City battles firm over definition of 'clean'
Newburgh, N.Y., like a growing number of cities, doesn't want pollution contained - it wants it out.
Twenty feet below where Emily Metaxas stands looking out over the Hudson River, toxic coal-tar sludge oozes in the ground, inching its way toward the water.
The diminutive but determined community activist wants it out - not capped or encapsulated and encircled with a fence, but removed from the ground as completely as possible.
"It's not just going to sit there.... This stuff is moving," she says.
Newburgh is at the vanguard of a national struggle between evolving environmental technologies and attitudes and concerns about cost. This once-industrial city - like thousands of others across the Northeast and Upper Midwest - is coping with hazardous industrial residues as it tries to revitalize itself and its historic waterfront, where Washington once camped in an old farmhouse.
Like a growing number of cities, Newburgh has taken its battle to court. But while legal wrangling over who is responsible for cleaning up toxins isn't unusual, Newburgh's hard-line stance is.
The city is rejecting what it considers to be remedial fixes, like containment, for the hazardous waste and is fighting instead for a more thorough scrubbing of the ground and riverbed. Central Hudson Gas & Electric, the company responsible for the pollution and its cleanup, says that stance is extreme and irrational. It contends that leaving some of the contaminants barricaded and others capped and ensconced deep in the riverbed will bring about the same environmental result at a fraction of the cost.

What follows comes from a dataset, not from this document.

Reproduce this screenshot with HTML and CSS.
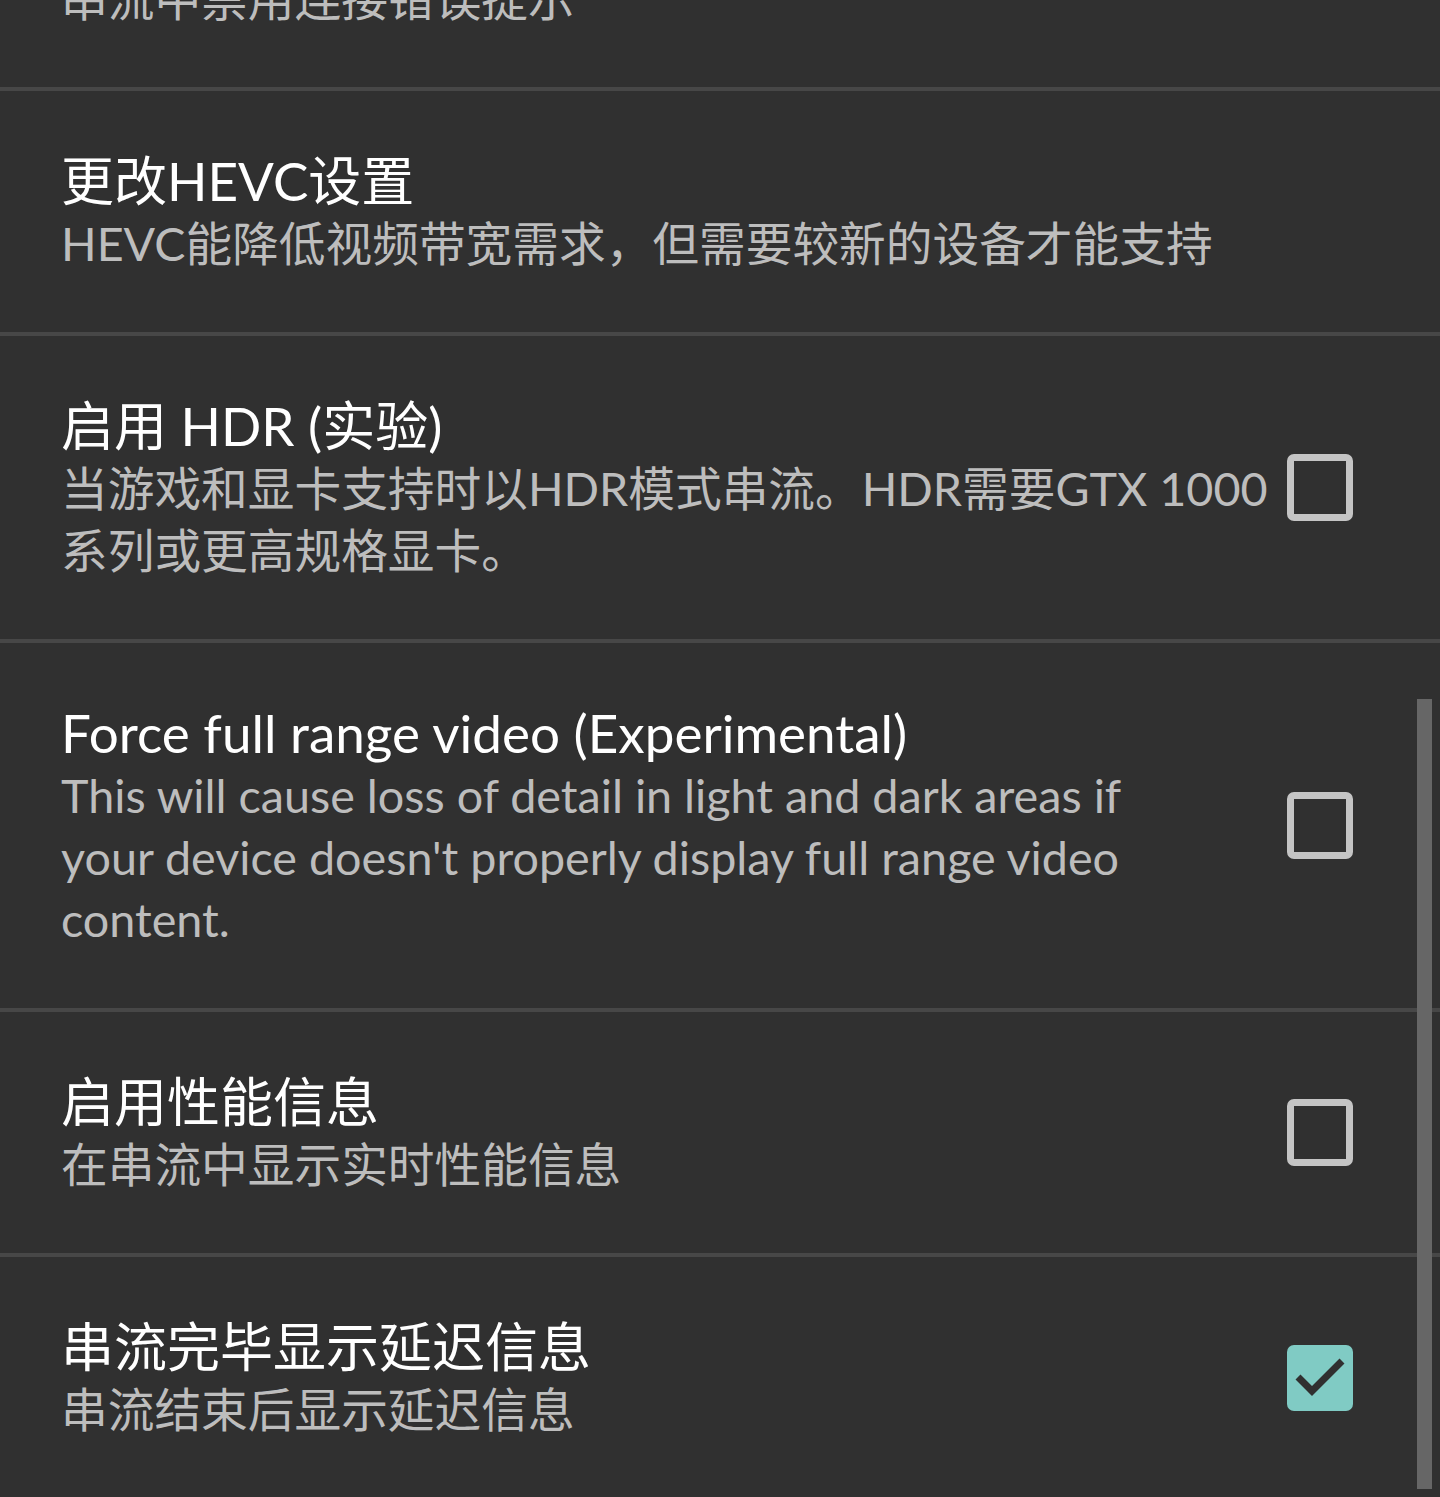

For years, that's been an acceptable alternative in communities across the country. But it's not good enough for Newburgh. "We are the front line," says City Manager Harry Porr. "Whatever happens here with the ... cleanup, there are hundreds, literally hundreds, of such sites all around the East Coast that still need to be cleaned up."
Similar conflicts are emerging across the US - from the EPA's recent proposal to dredge more than 1 million pounds of PCBs from the Hudson to Oak Park, Ill., where commissioners are seeking to remove thousands of pounds of contaminated soil from a local park. Like them, the Newburgh battle reflects a growing belief on the part of many Americans that containing toxins just isn't enough.
But critics say that comprehensive cleanup proposals are prohibitively expensive, and that less costly alternatives, like capping, can bring about the same environmental result. "It's tempting for people who don't have to pay for it to say that dredging is a way to go, because, in theory, you can remove all the contaminants," says Jeffrey Clock, Central Hudson's director of environmental affairs. "But it's far more complex."
Many environmentalist agree the issue is complex, but they argue that advances in technology have made it possible to safely remove contaminants that were once thought best left undisturbed and isolated. At the same time, problems with sites capped and contained 20 years ago are causing many environmental experts to question that as a solution.
"Can we rely on containment? I don't think so. We've got to be a lot more proactive in terms of removing contaminants from the system," says Ronald Scrudato, an environmental expert at the State University of New York in Oswego. "More and more people are concerned about hosting these contained facilities, no matter how they're constructed or engineered."
Newburgh's coal-tar sludge, which occasionally bubbles up when the tide is low, is the byproduct of a coal gasification plant that was run by Central Hudson from the late 19th-century until the 1940s. At the time, it was state-of-the-art technology that was used at hundreds of sites throughout the Northeast.
In 1994, the city discovered the pollution and subsequently won a $20 million judgment against the company. To prevent further litigation, Newburgh decided to settle while it was ahead, and the firm agreed to clean up the site in compliance with the state's Department of Environmental Conservation (DEC.)
Earlier this year, the company proposed removing a small amount of the coal tar and capping and containing the rest. But what Mr. Clock called "an effective solution," City Manager Porr described as "a coverup, not a cleanup." The DEC sent the proposal back to Central Hudson. The company is currently working on a more thorough remedy.
The city is fighting for a thorough dredging and "dynamic underground stripping," a new technology that uses steam to clean coal tars from the ground.
Central Hudson is balking at both the technology, which it says won't work well that close to the river, and the cost. Clock estimates the city's proposals would run upward of $40 million. The capping proposal would have cost between $4 million and $5 million.
But to Metaxas, who stands looking at the new restaurants that have sprung up on the waterfront, cost is not the primary question: "This is about future generations and our ability to leave a waterfront that is clean and healthy. [Central Hudson] put it in, they should take it out."